Monasterio de Santa Catalina
If you have time to visit only one thing in Arequipa, let it be the Monasterio de Santa Catalina.
The Monasterio de Santa Catalina
The Monasterio de Santa Catalina can be found a little north of the Plaza de Armas, in Arequipa. It was one of the nicest museums I visited in Peru.
Convent or Beguinage?
The setup of the convent reminded me more of the way beguinage works. Nuns normally take the vows of obedience to their order, celibacy and poverty. The nuns in this convent however bended the rules a bit. First: they could receive gifts. Technically, these gifts were for the community. But in reality, these gifts were for the use of the nun who’s family donated it. The nuns had staff working for them, they had individual kitchens, …
At the end of the nineteenth century however, Pope Pius IX ordered the nuns to live as could be expected from nuns, being in community (and not indivdually) and to share the wealth of the community with all. He also forced the nuns to accept girls from not so rich families to enter the convent.The nuns were first a part of the novices convent for three years.
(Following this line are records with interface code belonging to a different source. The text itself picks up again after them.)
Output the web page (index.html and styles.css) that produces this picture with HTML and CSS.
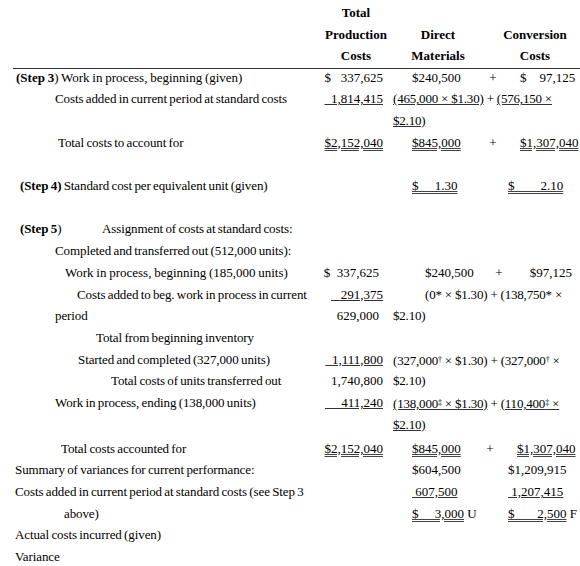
FILE: index.html
```html
<!DOCTYPE html>
<html>
<head>
<meta charset="utf-8">
<link rel="stylesheet" href="styles.css">
</head>
<body>
<div class="sheet">
  <div class="head">
    <div></div>
    <div>Total<br>Production<br>Costs</div>
    <div>Direct<br>Materials</div>
    <div class="hcc">Conversion<br>Costs</div>
  </div>

  <div class="row">
    <div class="label loose i16"><b>(Step 3</b>) Work in process, beginning (given)</div>
    <div class="tot">$   337,625</div>
    <div class="dm">$240,500</div>
    <div class="plus">+</div>
    <div class="cc">$    97,125</div>
  </div>
  <div class="row">
    <div class="label i55">Costs added in current period at standard costs</div>
    <div class="tot"><span class="u">  1,814,415</span></div>
    <div class="expr"><span class="u">(465,000 × $1.30)</span> + <span class="u">(576,150 ×</span></div>
  </div>
  <div class="row">
    <div class="label"></div>
    <div class="expr"><span class="u">$2.10)</span></div>
  </div>
  <div class="row">
    <div class="label i58">Total costs to account for</div>
    <div class="tot"><span class="uu">$2,152,040</span></div>
    <div class="dm"><span class="uu">$845,000</span></div>
    <div class="plus">+</div>
    <div class="cc"><span class="uu">$1,307,040</span></div>
  </div>
  <div class="row"></div>
  <div class="row">
    <div class="label i20"><b>(Step 4)</b> Standard cost per equivalent unit (given)</div>
    <div class="dm"><span class="uu">$     1.30</span></div>
    <div class="cc cc-sum"><span class="uu">$        2.10</span></div>
  </div>
  <div class="row"></div>
  <div class="row">
    <div class="label i20"><span class="step5"><b>(Step 5</b>)</span>Assignment of costs at standard costs:</div>
  </div>
  <div class="row">
    <div class="label i55">Completed and transferred out (512,000 units):</div>
  </div>
  <div class="row">
    <div class="label loose i65">Work in process, beginning (185,000 units)</div>
    <div class="tot tot-in">$  337,625</div>
    <div class="dm dm-s5">$240,500</div>
    <div class="plus plus-s5">+</div>
    <div class="cc cc-s5">$97,125</div>
  </div>
  <div class="row">
    <div class="label i77">Costs added to beg. work in process in current</div>
    <div class="tot"><span class="u">   291,375</span></div>
    <div class="expr expr-s5">(0* × $1.30) + (138,750* ×</div>
  </div>
  <div class="row">
    <div class="label i55">period</div>
    <div class="tot tot-in">629,000</div>
    <div class="expr">$2.10)</div>
  </div>
  <div class="row">
    <div class="label i96">Total from beginning inventory</div>
  </div>
  <div class="row">
    <div class="label i78">Started and completed (327,000 units)</div>
    <div class="tot"><span class="u">  1,111,800</span></div>
    <div class="expr">(327,000<span class="mk">†</span> × $1.30) + (327,000<span class="mk">†</span> ×</div>
  </div>
  <div class="row">
    <div class="label i111">Total costs of units transferred out</div>
    <div class="tot">1,740,800</div>
    <div class="expr">$2.10)</div>
  </div>
  <div class="row">
    <div class="label i55">Work in process, ending (138,000 units)</div>
    <div class="tot"><span class="u">     411,240</span></div>
    <div class="expr"><span class="u">(138,000<span class="mk">‡</span> × $1.30)</span> + <span class="u">(110,400<span class="mk">‡</span> ×</span></div>
  </div>
  <div class="row">
    <div class="label"></div>
    <div class="expr"><span class="u">$2.10)</span></div>
  </div>
  <div class="row row-gap">
    <div class="label i61">Total costs accounted for</div>
    <div class="tot"><span class="uu">$2,152,040</span></div>
    <div class="dm"><span class="uu">$845,000</span></div>
    <div class="plus plus-b">+</div>
    <div class="cc cc-tot"><span class="uu">$1,307,040</span></div>
  </div>
  <div class="row">
    <div class="label i15">Summary of variances for current performance:</div>
    <div class="dm">$604,500</div>
    <div class="cc cc-sum">$1,209,915</div>
  </div>
  <div class="row">
    <div class="label i15">Costs added in current period at standard costs (see Step 3</div>
    <div class="dm"><span class="u"> 607,500</span></div>
    <div class="cc cc-sum"><span class="u"> 1,207,415</span></div>
  </div>
  <div class="row">
    <div class="label i64">above)</div>
    <div class="dm"><span class="uu">$     3,000</span> U</div>
    <div class="cc cc-sum"><span class="uu">$       2,500</span> F</div>
  </div>
  <div class="row">
    <div class="label i15">Actual costs incurred (given)</div>
  </div>
  <div class="row">
    <div class="label i15">Variance</div>
  </div>
</div>
</body>
</html>
```

FILE: styles.css
```css
* { box-sizing: border-box; }

body {
  margin: 0;
  width: 580px;
  background: #fff;
  color: #000;
  font-family: "Liberation Serif", "Times New Roman", serif;
  font-size: 13px;
}

.sheet {
  padding-top: 2.25px;
}

.head {
  display: grid;
  grid-template-columns: 305px 76px 88px 1fr;
  align-items: end;
  margin-left: 13px;
  padding-bottom: 1.5px;
  border-bottom: 1px solid #333;
  line-height: 21.3px;
  font-weight: bold;
  text-align: center;
}

.head .hcc {
  padding-left: 8px;
}

.row {
  display: grid;
  grid-template-columns: 318px 68px 98px 24px 72px;
  height: 21.7px;
  line-height: 18px;
}

.row-gap {
  margin-top: 2.3px;
}

.label,
.tot,
.dm,
.plus,
.cc,
.expr {
  white-space: pre;
}

.label {
  grid-column: 1;
  letter-spacing: -0.1px;
  word-spacing: -0.8px;
}

.label.loose {
  letter-spacing: 0;
  word-spacing: -0.5px;
}

.tot {
  grid-column: 2;
  text-align: right;
  padding-right: 3px;
}

.tot-in { padding-right: 7px; }

.dm {
  grid-column: 3;
  padding-left: 26px;
}

.dm-s5 { padding-left: 39px; }

.plus {
  grid-column: 4;
  text-align: center;
  padding-right: 6px;
}

.plus-s5 { padding-right: 0; padding-left: 6px; }
.plus-b { padding-right: 12px; }

.cc {
  grid-column: 5;
  padding-left: 12px;
}

.cc-sum { padding-left: 0; }
.cc-tot { padding-left: 9px; }
.cc-s5 {
  padding-left: 0;
  text-align: right;
  padding-right: 8px;
}

.expr {
  grid-column: 3 / 6;
  padding-left: 7px;
  letter-spacing: -0.2px;
}

.expr-s5 { padding-left: 39px; }

.u {
  text-decoration: underline;
  text-decoration-color: #333;
}

.uu {
  text-decoration: underline double;
  text-decoration-color: #444;
}

.mk {
  font-size: 8px;
  vertical-align: 3px;
}

.step5 {
  display: inline-block;
  width: 82px;
}

.i15 { padding-left: 15px; }
.i16 { padding-left: 16px; }
.i20 { padding-left: 20px; }
.i55 { padding-left: 55px; }
.i58 { padding-left: 58px; }
.i61 { padding-left: 61px; }
.i64 { padding-left: 64px; }
.i65 { padding-left: 65px; }
.i77 { padding-left: 77px; }
.i78 { padding-left: 78px; }
.i96 { padding-left: 96px; }
.i111 { padding-left: 111px; }
```
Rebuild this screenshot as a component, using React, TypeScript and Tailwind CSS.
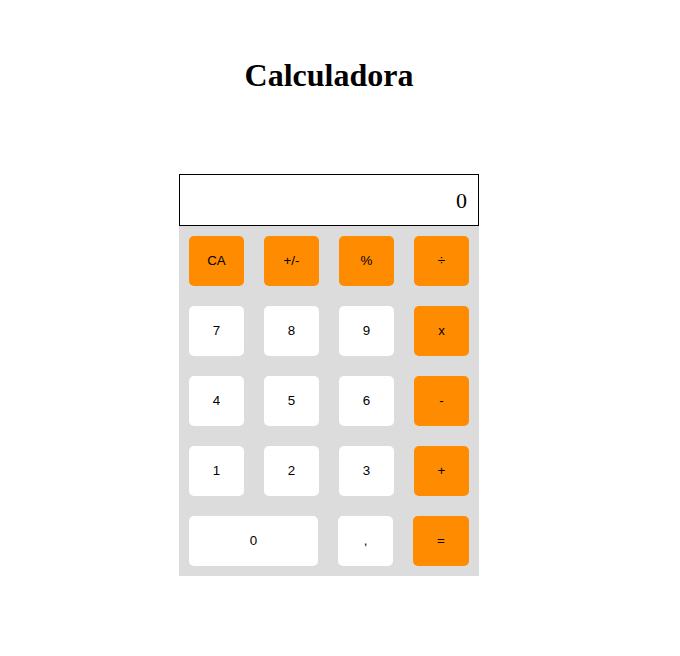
const keys: { label: string; op?: boolean; w?: string }[][] = [
  [{ label: 'CA', op: true }, { label: '+/-', op: true }, { label: '%', op: true }, { label: '÷', op: true }],
  [{ label: '7' }, { label: '8' }, { label: '9' }, { label: 'x', op: true }],
  [{ label: '4' }, { label: '5' }, { label: '6' }, { label: '-', op: true }],
  [{ label: '1' }, { label: '2' }, { label: '3' }, { label: '+', op: true }],
];

function Key({ label, op, w = 'w-[55px]' }: { label: string; op?: boolean; w?: string }) {
  return (
    <button
      className={`${w} h-[50px] rounded-[5px] text-[13.333px] text-black ${
        op ? 'bg-[#ff8c00]' : 'bg-white'
      }`}
    >
      {label}
    </button>
  );
}

export default function App() {
  return (
    <div className="w-[680px] h-[656px] bg-white font-['Liberation_Sans',Arial,sans-serif]">
      <div className="w-[658px] flex flex-col items-center">
        <h1 className="mt-[58px] text-[32px] leading-[35px] font-bold font-['Liberation_Serif','Times_New_Roman',serif] text-black">
          Calculadora
        </h1>

        <div className="mt-[81px] w-[300px]">
          {/* display */}
          <div className="h-[52px] border border-black bg-white flex items-center justify-end pr-[11px] text-[22px] font-['Liberation_Serif','Times_New_Roman',serif]">
            0
          </div>

          {/* keypad */}
          <div className="bg-[#dcdcdc] p-[10px] flex flex-col gap-5">
            {keys.map((row, i) => (
              <div key={i} className="flex gap-5">
                {row.map((k) => (
                  <Key key={k.label} label={k.label} op={k.op} />
                ))}
              </div>
            ))}
            <div className="flex">
              <Key label="0" w="w-[129px]" />
              <div className="ml-5">
                <Key label="," />
              </div>
              <div className="ml-5">
                <Key label="=" op w="w-[56px]" />
              </div>
            </div>
          </div>
        </div>
      </div>
    </div>
  );
}
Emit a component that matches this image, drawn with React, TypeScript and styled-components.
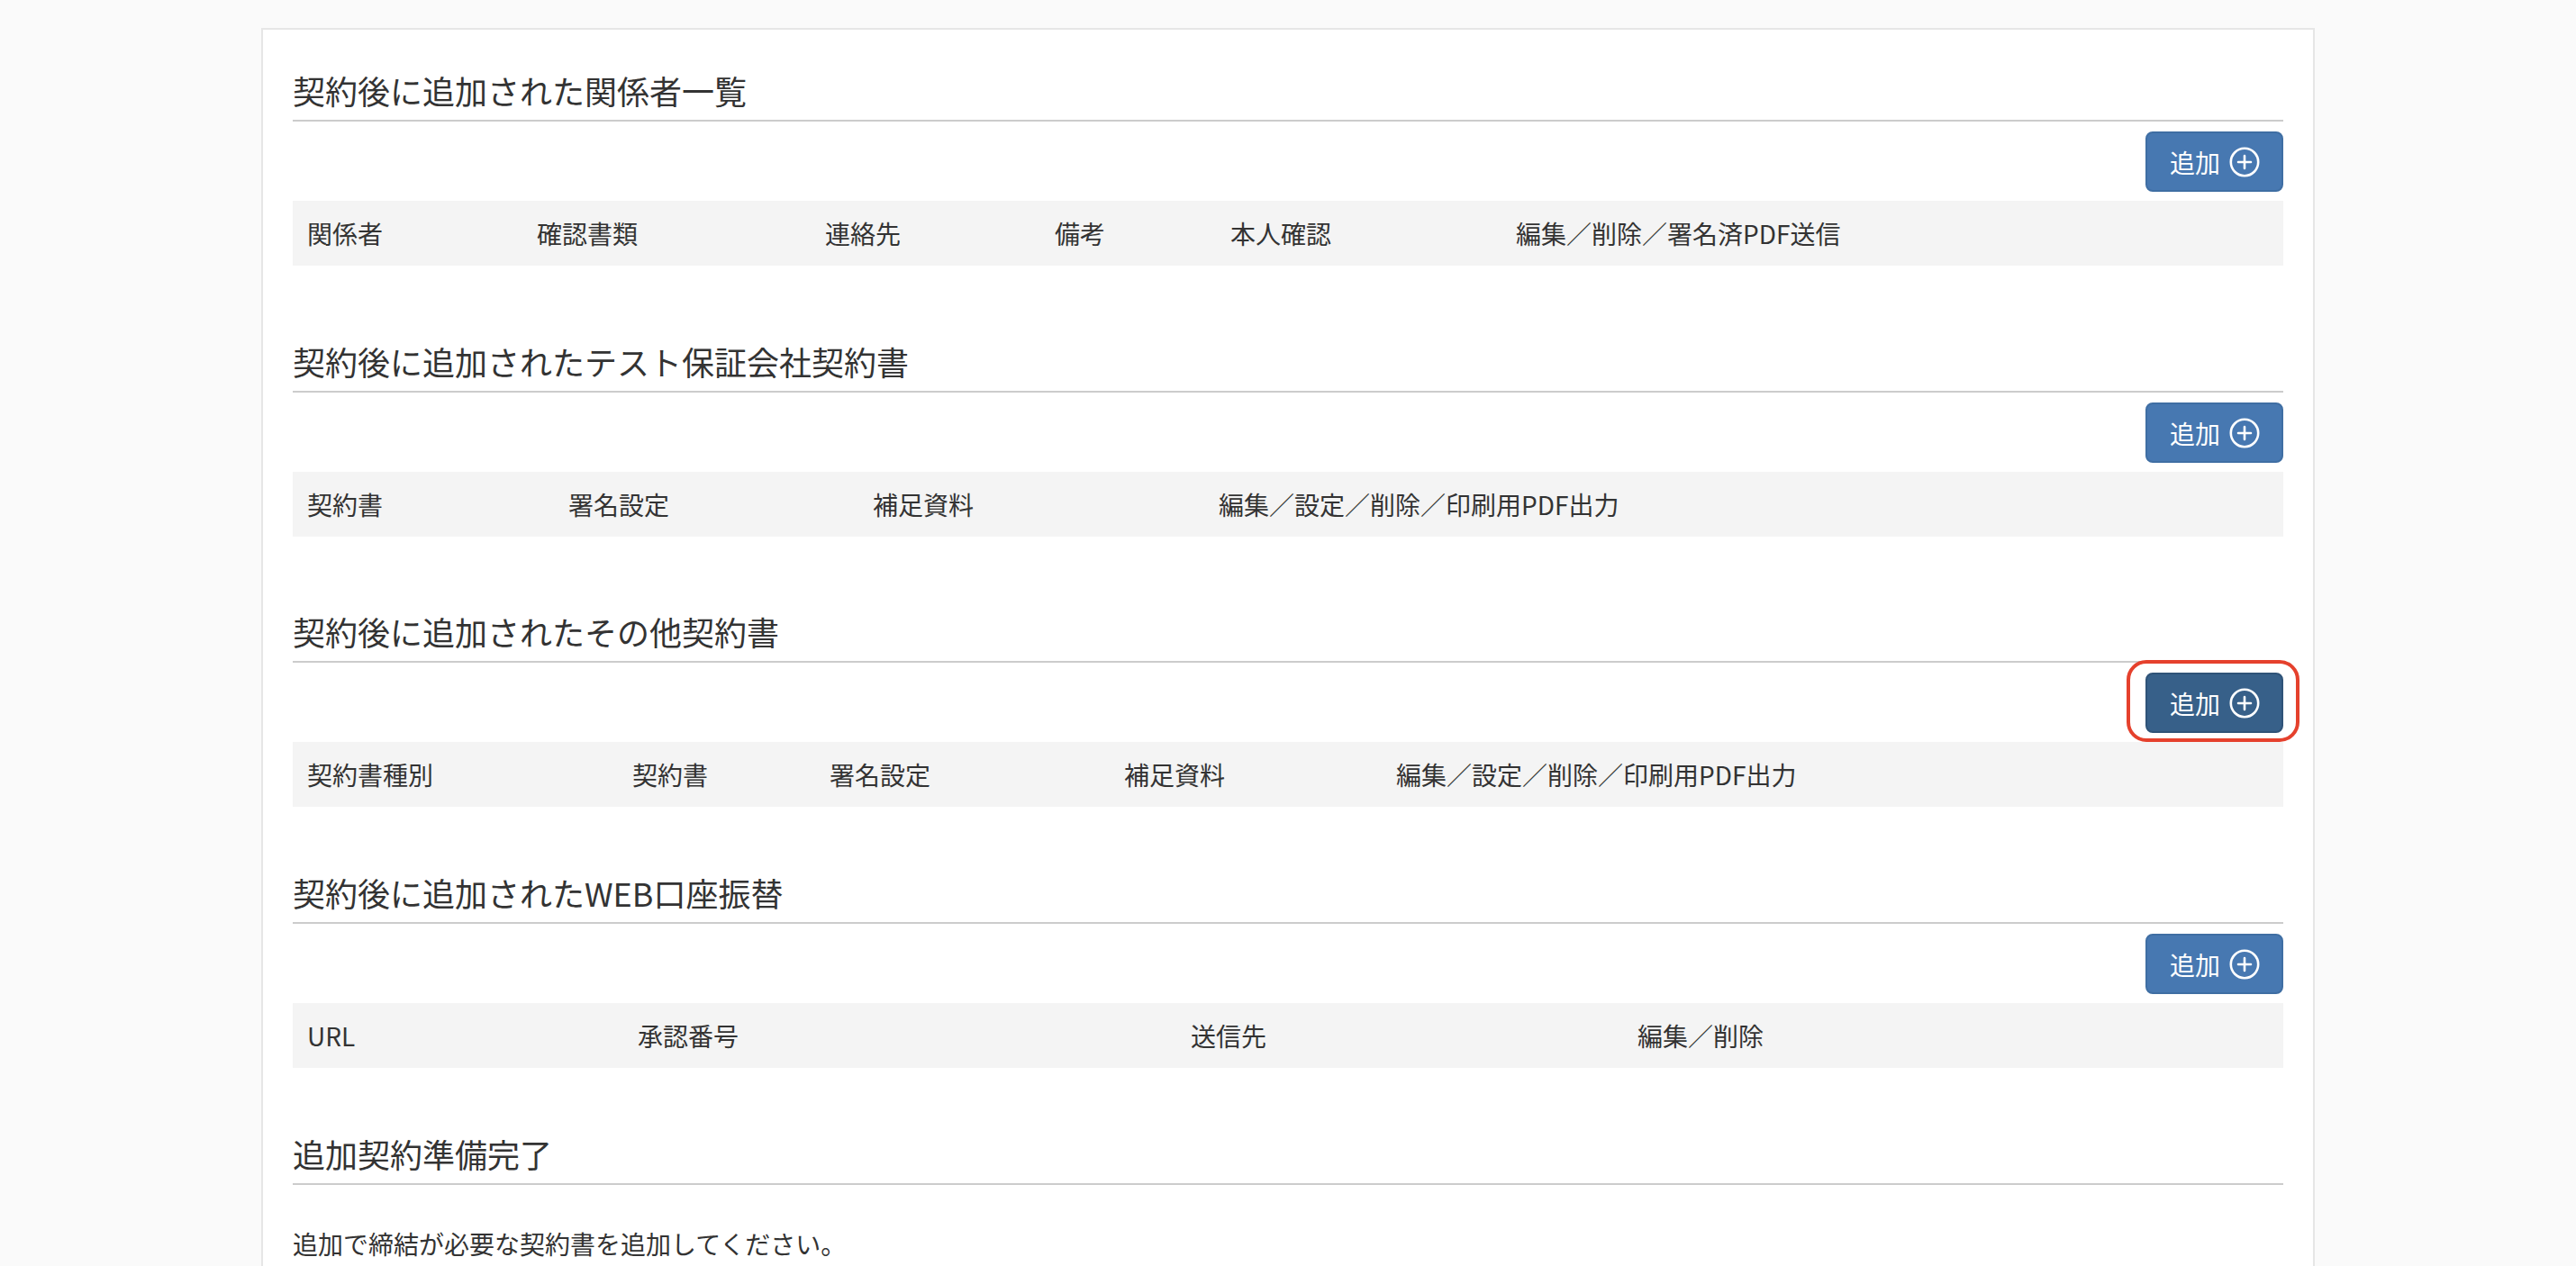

They had a cell (about the size of a NYC studio). After the training, they transferred to the second part of the convent, where the nuns had houses. They sometimes lived there by themselves (with slaves and servants) or they shared a house with one or two other nuns.
When I visited the convent, I used the services of one of the freelance guides inside the area. It turned out to be $20 very well spent. As a good tour guide (takes one to know one…) not only ready to share the stories, but also to discuss and be knowledgeable beyond the usual tour-conversation.